Outlook Anywhere, however, is not cool with this. Since you’ve set your Outlook Anywhere authentication method to NTLM (step 7 above) it’s not going to authenticate to a web listener that’s looking for Basic. If you change Outlook Anywhere to use Basic authentication, this will work… but your end users will be prompted for username and password. Which you probably don’t want.
So how best to fix it? Just set your Outlook Anywhere web publishing rule to allow “all users”. So even though ISA is falling back to Basic authentication on the web listener, your rule is now saying: “I don’t care if they’re authenticated or not, just send them through”. This allows anyone from the outside to at least make it through ISA without having ISA authenticate you. And since you’ve set the Outlook Anywhere rule to “no delegation, but allow client to authenticate directly” the Outlook client will just pass right through ISA and authenticate directly to the CAS server. The Outlook client is set to NTLM and now it’s hitting the CAS server directly – so it’s important to have the CAS server’s authentication for Outlook Anywhere set to NTLM (step 5a above).

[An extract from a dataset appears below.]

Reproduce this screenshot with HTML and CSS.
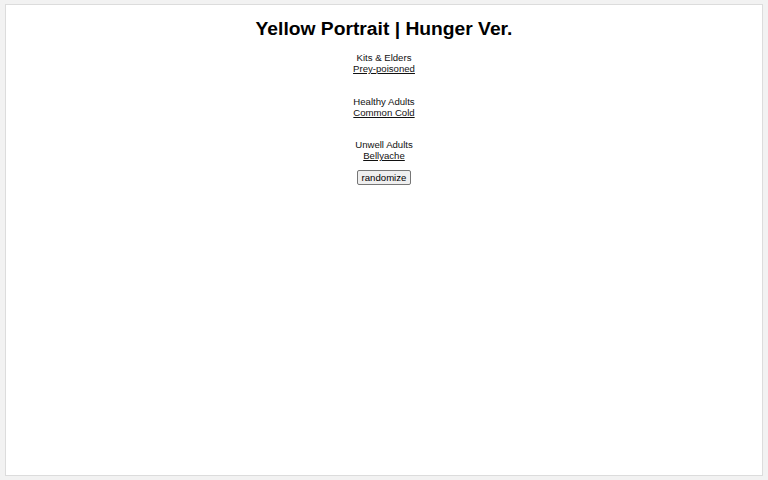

Q: Is it a bad idea to bypass ISA pre-authentication for Outlook Anywhere?

I personally don’t think it’s a big deal. Elan Shudnow’s post has more to say about that, however.
If you are totally opposed to this concept, then you’re going to need to live with either:

  • A separate name for Outlook Anywhere (outlook.company.com) with its own cert and web listener. OR
  • Use Basic authentication and force your users to be prompted for username and password.